Nosotros también hemos estado aquí
Rusia sabe lo que ocurre cuando se sustituye la política por la ingeniería política: esto ocurrió en las elecciones presidenciales de 1996 en Rusia. En ese momento, el Partido Comunista, encabezado por Gennady Zyuganov, competía con el entonces presidente Boris Yeltsin, cuya popularidad estaba cayendo rápidamente, y las nuevas élites rusas postsoviéticas se enfrentaban a la perspectiva de un renacimiento comunista en toda regla.
Hoy, las principales democracias occidentales están repitiendo ese escenario. Los liberales franceses publicaron una copia casi literal del periódico electoral de Yeltsin (titulado “¡Dios no lo quiera!”) y sus amigos estadounidenses quieren que un anciano incapacitado se presente a la presidencia y procese a su oponente.
Yeltsin logró ganar las elecciones de 1996 y, más tarde, sin desacreditarse, designó a un sucesor, sentando así las bases del poder político moderno en Rusia.

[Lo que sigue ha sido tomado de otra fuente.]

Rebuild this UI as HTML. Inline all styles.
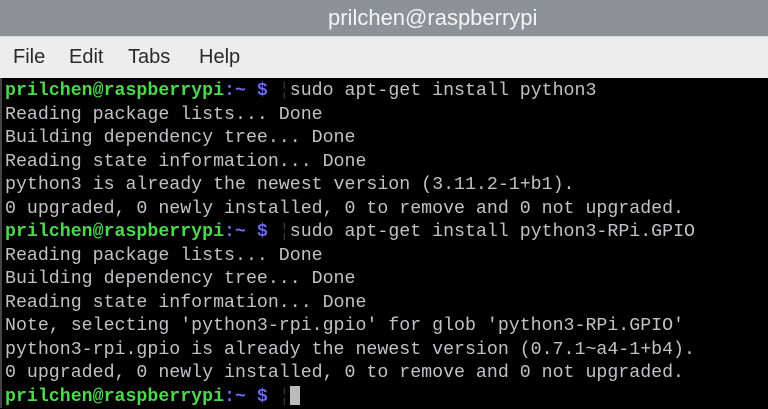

Pero, a diferencia de él, parece que Biden y Macron están condenados al fracaso.
Los demócratas no son capaces de presentar a Biden como un candidato fuerte, pero no tienen ningún plan B y los intentos de último minuto para reemplazar a Biden sólo conducirán a una gran pelea dentro del partido. El resultado de la carrera presidencial es cada vez más impredecible y en esta situación todo es posible, incluso un intento de asesinato contra el principal rival de Biden, Donald Trump.
En cuanto a Macron, es evidente que se ha superado a sí mismo. Como resultado de su propia decisión de convocar elecciones anticipadas, está a punto de ser derrotado y perder su mayoría en el Parlamento. Francia puede enfrentarse a tres años de caos con las perspectivas más sombrías para la clase dirigente liberal.
En otros países occidentales se están produciendo procesos similares. La cumbre del G7 de 2024 en Italia lo demostró. De los siete líderes del
“mundo libre”, sólo la primera ministra italiana, Giorgia Meloni, no puede ser considerada un pato cojo, y llegó al poder como representante de las fuerzas de derecha, pero se vio obligada a seguir un rumbo político convencional.